If you really want to up the ante, placing flowers at each place setting makes your table feel like an intimate garden. You can do this in a few ways:

1. Place bud vases alongside each cup with a single fresh flower.
2. Make or purchase floral napkin rings.
3. Use dishes, paper plates, napkins or cups with a floral pattern.
4. Incorporate floral themes into your meal (for ex., cut cheesecake brownies with a flower cookie cutter).
5. Make my pretty paper napkin roses, and place in a see-through cup at each place setting!

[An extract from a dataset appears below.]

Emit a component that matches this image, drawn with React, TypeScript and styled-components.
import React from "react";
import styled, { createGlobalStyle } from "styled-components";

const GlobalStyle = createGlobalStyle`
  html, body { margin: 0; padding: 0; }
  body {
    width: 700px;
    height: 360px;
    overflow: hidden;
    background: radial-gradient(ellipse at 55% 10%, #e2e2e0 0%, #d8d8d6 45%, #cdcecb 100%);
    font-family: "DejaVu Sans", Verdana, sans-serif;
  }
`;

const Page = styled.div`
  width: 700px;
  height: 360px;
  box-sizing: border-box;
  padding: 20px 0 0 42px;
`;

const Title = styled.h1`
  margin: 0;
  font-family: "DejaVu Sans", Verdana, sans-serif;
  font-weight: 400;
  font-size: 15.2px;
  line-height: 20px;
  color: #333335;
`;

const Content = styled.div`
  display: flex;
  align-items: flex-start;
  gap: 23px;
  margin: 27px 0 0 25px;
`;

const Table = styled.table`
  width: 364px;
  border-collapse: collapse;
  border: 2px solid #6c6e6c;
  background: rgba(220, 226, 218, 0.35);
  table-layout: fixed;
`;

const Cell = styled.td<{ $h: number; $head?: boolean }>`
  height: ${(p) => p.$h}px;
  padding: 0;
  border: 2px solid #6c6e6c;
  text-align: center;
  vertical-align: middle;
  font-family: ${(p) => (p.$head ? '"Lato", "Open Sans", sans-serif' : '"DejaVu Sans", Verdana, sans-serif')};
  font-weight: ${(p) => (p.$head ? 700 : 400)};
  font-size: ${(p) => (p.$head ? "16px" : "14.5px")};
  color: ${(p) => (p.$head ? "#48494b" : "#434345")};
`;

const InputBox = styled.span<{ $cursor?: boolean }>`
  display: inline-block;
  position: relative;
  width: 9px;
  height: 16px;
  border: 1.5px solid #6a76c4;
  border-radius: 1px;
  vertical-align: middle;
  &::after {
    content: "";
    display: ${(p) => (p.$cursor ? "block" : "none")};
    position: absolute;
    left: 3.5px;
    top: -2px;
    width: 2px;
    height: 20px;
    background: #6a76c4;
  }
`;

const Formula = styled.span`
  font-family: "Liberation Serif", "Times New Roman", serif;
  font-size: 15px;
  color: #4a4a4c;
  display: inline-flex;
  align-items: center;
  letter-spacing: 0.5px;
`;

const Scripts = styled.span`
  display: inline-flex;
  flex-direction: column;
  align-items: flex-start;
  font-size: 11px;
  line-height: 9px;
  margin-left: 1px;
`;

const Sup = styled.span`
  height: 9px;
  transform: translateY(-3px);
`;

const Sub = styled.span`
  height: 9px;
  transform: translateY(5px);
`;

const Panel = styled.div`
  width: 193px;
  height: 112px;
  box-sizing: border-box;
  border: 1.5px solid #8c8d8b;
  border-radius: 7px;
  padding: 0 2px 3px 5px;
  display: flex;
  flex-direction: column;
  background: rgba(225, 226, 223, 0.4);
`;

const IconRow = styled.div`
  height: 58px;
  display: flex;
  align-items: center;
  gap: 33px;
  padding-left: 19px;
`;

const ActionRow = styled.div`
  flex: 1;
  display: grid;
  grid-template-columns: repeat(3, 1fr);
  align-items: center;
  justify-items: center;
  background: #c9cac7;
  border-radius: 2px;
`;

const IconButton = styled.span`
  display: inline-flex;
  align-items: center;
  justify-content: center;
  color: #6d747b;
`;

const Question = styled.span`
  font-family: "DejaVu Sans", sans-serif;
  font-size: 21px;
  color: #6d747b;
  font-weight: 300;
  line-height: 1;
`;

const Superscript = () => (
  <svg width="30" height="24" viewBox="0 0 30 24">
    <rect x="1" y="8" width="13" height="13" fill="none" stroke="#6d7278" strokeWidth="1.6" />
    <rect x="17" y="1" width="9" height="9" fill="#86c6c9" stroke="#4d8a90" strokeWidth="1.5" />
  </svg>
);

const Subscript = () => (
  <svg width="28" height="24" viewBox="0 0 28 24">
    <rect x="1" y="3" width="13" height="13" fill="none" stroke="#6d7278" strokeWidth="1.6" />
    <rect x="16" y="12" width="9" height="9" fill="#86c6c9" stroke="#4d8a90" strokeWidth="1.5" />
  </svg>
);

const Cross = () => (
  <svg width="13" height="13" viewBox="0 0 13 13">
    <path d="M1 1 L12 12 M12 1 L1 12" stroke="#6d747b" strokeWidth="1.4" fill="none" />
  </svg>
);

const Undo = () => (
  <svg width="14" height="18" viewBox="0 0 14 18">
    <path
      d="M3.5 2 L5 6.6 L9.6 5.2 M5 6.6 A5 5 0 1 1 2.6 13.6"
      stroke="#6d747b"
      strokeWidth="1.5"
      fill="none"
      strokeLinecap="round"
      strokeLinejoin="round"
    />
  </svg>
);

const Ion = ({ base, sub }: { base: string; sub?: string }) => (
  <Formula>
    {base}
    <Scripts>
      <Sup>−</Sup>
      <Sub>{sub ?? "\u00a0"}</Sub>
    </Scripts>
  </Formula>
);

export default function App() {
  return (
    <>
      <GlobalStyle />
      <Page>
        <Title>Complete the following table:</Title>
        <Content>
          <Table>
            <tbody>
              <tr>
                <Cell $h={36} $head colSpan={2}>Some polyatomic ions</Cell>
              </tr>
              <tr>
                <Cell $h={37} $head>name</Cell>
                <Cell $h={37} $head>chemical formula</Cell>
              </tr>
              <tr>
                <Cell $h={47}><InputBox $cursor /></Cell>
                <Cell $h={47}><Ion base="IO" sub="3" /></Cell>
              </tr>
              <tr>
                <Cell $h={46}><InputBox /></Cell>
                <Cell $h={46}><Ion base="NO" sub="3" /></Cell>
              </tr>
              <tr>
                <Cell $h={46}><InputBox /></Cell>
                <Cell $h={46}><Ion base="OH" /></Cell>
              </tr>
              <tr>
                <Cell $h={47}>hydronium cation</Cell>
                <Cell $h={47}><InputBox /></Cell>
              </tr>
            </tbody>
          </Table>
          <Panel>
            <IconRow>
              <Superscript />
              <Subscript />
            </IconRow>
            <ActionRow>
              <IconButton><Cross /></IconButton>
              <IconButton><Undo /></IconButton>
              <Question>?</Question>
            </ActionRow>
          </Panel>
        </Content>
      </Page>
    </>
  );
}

These napkin roses are extremely easy to make. You don’t have to prepare them in advance, amid all the hustle and bustle of Erev Yom Tov. Because they are so simple, you can give them to your children to do. They’ll feel so special knowing that they played an integral part in the Yom Tov Seudah!

I found this original creation from Martha Stewart. She uses cloth napkins to prepare the roses, and while pretty, I am sure that most of you do not have cloth napkins in both green and pink/red. It is also hard to fit 2 cloth napkins into a glass – believe me, I tried! Instead, I decided to try her idea using paper napkins, and as you can see, it worked wonders! I almost felt as if I was looking at REAL roses, they are that beautiful! Go ahead and make them with whatever colors you fancy – roses bloom in all different colors of the rainbow. You will sit at your Yom Tov Tish and feel as if you are in a magnificent garden.

What you’ll need:

12 7/8 x 12 7/8 2 ply napkins in green for leaves
12 7/8 x 12 7/8 2 ply napkins in the color of your choice (I like classic red) for roses
glass or hard plastic cups

How to:

1. Open green napkin.
2. Fold green napkin in half on the diagonal.
3. Fold in half again, on the diagonal.
4. Open red napkin.
5. Fold in half, on the diagonal.
6. Fold tip of triangle down to the center of the longest side.
7. Fold in half, lengthwise.
REPEAT STEPS 4-7 (with an additional red napkin, so that you have 2 folded napkins)
8. Roll first napkin from either end, not too tight, but not too loose either.
9. Take first rolled napkin and place on second unrolled napkin, and continue rolling the second napkin around the first one (you need to do this because the rose will be too narrow otherwise and won’t look authentic).
To complete your rose, just push up from the center of the bottom of the napkin.
10. Place rose on the short side of the green napkin.
11. Fold the green napkin over on the diagonal, covering the rose.
12. Place in a vase, folding the leaves over the edges.